Only a candidate who is fully transparent and accountable to the American people will be able to defeat Donald Trump in 2020. That’s why I have posted my tax returns from the last 12 years, and I’m calling on every candidate in the Democratic field to follow my lead and release theirs, too. If you want to restore integrity back to the White House, add your name now to stand with me in demanding transparency from every Democratic candidate.

While on CNN's New Day on Wednesday, Gillibrand said, "I think transparency and accountability is so important in government ... And I think the American people have a right to know, particularly people who are running for president and are president today, who has not disclosed his tax returns." Gillibrand added, "It allows people to know you're working for them and nobody else."

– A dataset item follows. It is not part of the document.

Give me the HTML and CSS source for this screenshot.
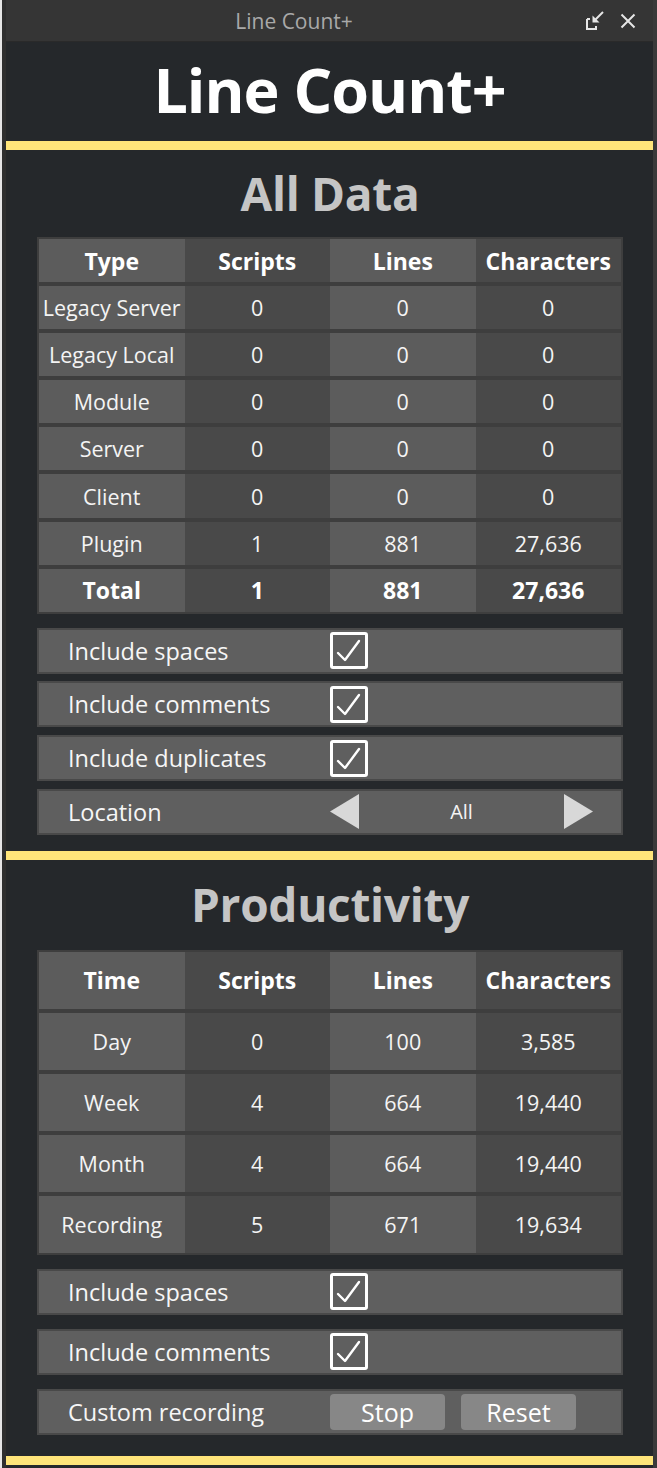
FILE: index.html
```html
<!DOCTYPE html>
<html>
<head>
<meta charset="utf-8">
<title>Line Count+</title>
<link rel="stylesheet" href="styles.css">
</head>
<body>
<div class="window">
  <div class="titlebar">
    <div class="titlebar-text">Line Count+</div>
    <div class="titlebar-icons">
      <svg class="ico-dock" width="22" height="22" viewBox="0 0 22 22">
        <path d="M3 10 V20 H12 V17" fill="none" stroke="#e6e6e6" stroke-width="2"/>
        <path d="M3 10 H6" fill="none" stroke="#e6e6e6" stroke-width="2"/>
        <path d="M19 3 L10 12" fill="none" stroke="#e6e6e6" stroke-width="2"/>
        <path d="M8.5 6.5 V13.5 H15.5 Z" fill="#e6e6e6"/>
      </svg>
      <svg class="ico-close" width="16" height="16" viewBox="0 0 16 16">
        <path d="M1.5 1.5 L14.5 14.5 M14.5 1.5 L1.5 14.5" stroke="#e6e6e6" stroke-width="2" fill="none"/>
      </svg>
    </div>
  </div>

  <div class="app-head">Line Count+</div>
  <div class="yellow"></div>

  <div class="section">
    <h2 class="section-title">All Data</h2>
    <div class="table t-all">
      <div class="c l hd">Type</div><div class="c d hd">Scripts</div><div class="c l hd">Lines</div><div class="c d hd">Characters</div>
      <div class="c l">Legacy Server</div><div class="c d">0</div><div class="c l">0</div><div class="c d">0</div>
      <div class="c l">Legacy Local</div><div class="c d">0</div><div class="c l">0</div><div class="c d">0</div>
      <div class="c l">Module</div><div class="c d">0</div><div class="c l">0</div><div class="c d">0</div>
      <div class="c l">Server</div><div class="c d">0</div><div class="c l">0</div><div class="c d">0</div>
      <div class="c l">Client</div><div class="c d">0</div><div class="c l">0</div><div class="c d">0</div>
      <div class="c l">Plugin</div><div class="c d">1</div><div class="c l">881</div><div class="c d">27,636</div>
      <div class="c l hd">Total</div><div class="c d hd">1</div><div class="c l hd">881</div><div class="c d hd">27,636</div>
    </div>

    <div class="options opts-all">
      <div class="opt">
        <span class="opt-label">Include spaces</span>
        <span class="check"><svg viewBox="0 0 32 31" width="32" height="31"><path d="M5 18 L12 25 L26 6" fill="none" stroke="#fff" stroke-width="2.4" stroke-linecap="round" stroke-linejoin="round"/></svg></span>
      </div>
      <div class="opt">
        <span class="opt-label">Include comments</span>
        <span class="check"><svg viewBox="0 0 32 31" width="32" height="31"><path d="M5 18 L12 25 L26 6" fill="none" stroke="#fff" stroke-width="2.4" stroke-linecap="round" stroke-linejoin="round"/></svg></span>
      </div>
      <div class="opt">
        <span class="opt-label">Include duplicates</span>
        <span class="check"><svg viewBox="0 0 32 31" width="32" height="31"><path d="M5 18 L12 25 L26 6" fill="none" stroke="#fff" stroke-width="2.4" stroke-linecap="round" stroke-linejoin="round"/></svg></span>
      </div>
      <div class="opt">
        <span class="opt-label">Location</span>
        <div class="selector">
          <svg width="30" height="35" viewBox="0 0 30 35"><path d="M0 17.5 L29 0 V35 Z" fill="#d8d8d8"/></svg>
          <span class="sel-value">All</span>
          <svg width="30" height="35" viewBox="0 0 30 35"><path d="M30 17.5 L1 0 V35 Z" fill="#d8d8d8"/></svg>
        </div>
      </div>
    </div>
  </div>
  <div class="yellow"></div>

  <div class="section">
    <h2 class="section-title st-prod">Productivity</h2>
    <div class="table t-prod">
      <div class="c l hd">Time</div><div class="c d hd">Scripts</div><div class="c l hd">Lines</div><div class="c d hd">Characters</div>
      <div class="c l">Day</div><div class="c d">0</div><div class="c l">100</div><div class="c d">3,585</div>
      <div class="c l">Week</div><div class="c d">4</div><div class="c l">664</div><div class="c d">19,440</div>
      <div class="c l">Month</div><div class="c d">4</div><div class="c l">664</div><div class="c d">19,440</div>
      <div class="c l">Recording</div><div class="c d">5</div><div class="c l">671</div><div class="c d">19,634</div>
    </div>

    <div class="options opts-prod">
      <div class="opt">
        <span class="opt-label">Include spaces</span>
        <span class="check"><svg viewBox="0 0 32 31" width="32" height="31"><path d="M5 18 L12 25 L26 6" fill="none" stroke="#fff" stroke-width="2.4" stroke-linecap="round" stroke-linejoin="round"/></svg></span>
      </div>
      <div class="opt">
        <span class="opt-label">Include comments</span>
        <span class="check"><svg viewBox="0 0 32 31" width="32" height="31"><path d="M5 18 L12 25 L26 6" fill="none" stroke="#fff" stroke-width="2.4" stroke-linecap="round" stroke-linejoin="round"/></svg></span>
      </div>
      <div class="opt">
        <span class="opt-label">Custom recording</span>
        <div class="buttons">
          <span class="btn">Stop</span>
          <span class="btn">Reset</span>
        </div>
      </div>
    </div>
  </div>
  <div class="yellow"></div>
</div>
</body>
</html>
```

FILE: styles.css
```css
html, body {
  margin: 0;
  padding: 0;
  background: #e6e6e6;
}
body {
  font-family: "Open Sans", "Noto Sans", sans-serif;
  color: #fff;
}
.window {
  margin-left: 2px;
  width: 655px;
  height: 1468px;
  box-sizing: border-box;
  border-left: 4px solid #2f2f2f;
  border-right: 4px solid #3a3a3a;
  background: #25282b;
  overflow: hidden;
}
.titlebar {
  height: 41px;
  background: #353535;
  border-bottom: 1px solid #2a2a2a;
  display: flex;
  align-items: center;
}
.titlebar-text {
  flex: 1;
  text-align: center;
  font-size: 21px;
  color: #a9a9a9;
  letter-spacing: 0;
  padding-left: 2px;
}
.titlebar-icons {
  width: 73px;
  display: flex;
  align-items: center;
  gap: 14px;
  padding-left: 4px;
  box-sizing: border-box;
}
.ico-dock { display: block; margin-top: -2px; }
.ico-close { display: block; }
.app-head {
  height: 99px;
  display: flex;
  align-items: center;
  justify-content: center;
  font-size: 61px;
  font-weight: 700;
  letter-spacing: -1px;
  padding-bottom: 4px;
  box-sizing: border-box;
}
.yellow {
  height: 9px;
  background: #ffe57a;
}
.section {
  padding: 0 30px 0 31px;
}
.section-title {
  margin: 0;
  height: 87px;
  display: flex;
  align-items: center;
  justify-content: center;
  font-size: 46px;
  font-weight: 700;
  color: #c5c5c5;
  letter-spacing: -0.3px;
  padding-bottom: 2px;
  box-sizing: border-box;
}
.section-title.st-prod { height: 90px; }
.table {
  display: grid;
  grid-template-columns: repeat(4, 1fr);
  row-gap: 4px;
  padding: 2px;
  background: #3e3e3e;
}
.t-all { grid-auto-rows: 43.1px; }
.t-prod { grid-auto-rows: 57px; }
.c {
  display: flex;
  align-items: center;
  justify-content: center;
  font-size: 21.5px;
  color: #f4f4f4;
  white-space: nowrap;
  letter-spacing: 0;
}
.c.l { background: #5c5c5c; }
.c.d { background: #494949; }
.c.hd {
  font-weight: 700;
  font-size: 23px;
  color: #fff;
}
.options {
  display: flex;
  flex-direction: column;
}
.opts-all { padding: 14px 0 16px; gap: 7.7px; }
.opts-prod { padding: 14px 0 21px; gap: 14px; }
.opt {
  height: 46px;
  box-sizing: border-box;
  background: #5f5f5f;
  border: 2px solid #494949;
  display: flex;
  align-items: center;
}
.opt-label {
  width: 291px;
  padding-left: 29px;
  box-sizing: border-box;
  font-size: 23.5px;
  color: #f6f6f6;
  letter-spacing: 0;
}
.check {
  width: 38px;
  height: 37px;
  box-sizing: border-box;
  border: 3px solid #fff;
  border-radius: 3px;
  display: flex;
  align-items: center;
  justify-content: center;
}
.check svg { display: block; }
.selector {
  width: 263px;
  display: flex;
  align-items: center;
  justify-content: space-between;
}
.selector svg { display: block; }
.sel-value {
  font-size: 20px;
  color: #f4f4f4;
}
.buttons {
  display: flex;
  gap: 16px;
}
.btn {
  width: 115px;
  height: 36px;
  border-radius: 4px;
  background: #878787;
  display: flex;
  align-items: center;
  justify-content: center;
  font-size: 25px;
  color: #fff;
}
```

It's worth noting that both Gillibrand and Sen. Elizabeth Warren have released their tax returns each year for the last decade, according to Vox — though Warren has yet to release her returns from 2018. Additionally, Bernie Sanders recently confirmed that he planned to release the last 10 years of his tax returns, but he hasn't specified when that will take place.

During a CNN Town Hall in February, Sanders explained, "It just was a mechanical issue. We don't have accountants at home. My wife does most of it and we will get that stuff out." Sanders added, "They're very boring tax returns."

Of course, there's one 2020 candidate whose tax returns in particular have been of interest for years: Trump, who broke with tradition in 2016 by refusing to release his tax returns as the Republican candidate for president. Trump has continued to refuse to release them, despite increased pressure from Democrats in recent months.

In January 2017, after his inauguration, Trump said at a news conference, “The only one that cares about my tax returns are the reporters." He continued, “I won. I became president. I mean, I don’t think [the American people] care at all.” That wasn't true at the time, according to a Pew Research Center survey which showed the six out of 10 Americans did want him to release them — but since then, the sentiment seems to have decreased slightly.

According to a Politico/Morning Consult poll, only 50 percent of voters said Trump's tax returns should be a priority for Congress. POTUS has made no indication that he intends to release his tax returns for his second "run" for president.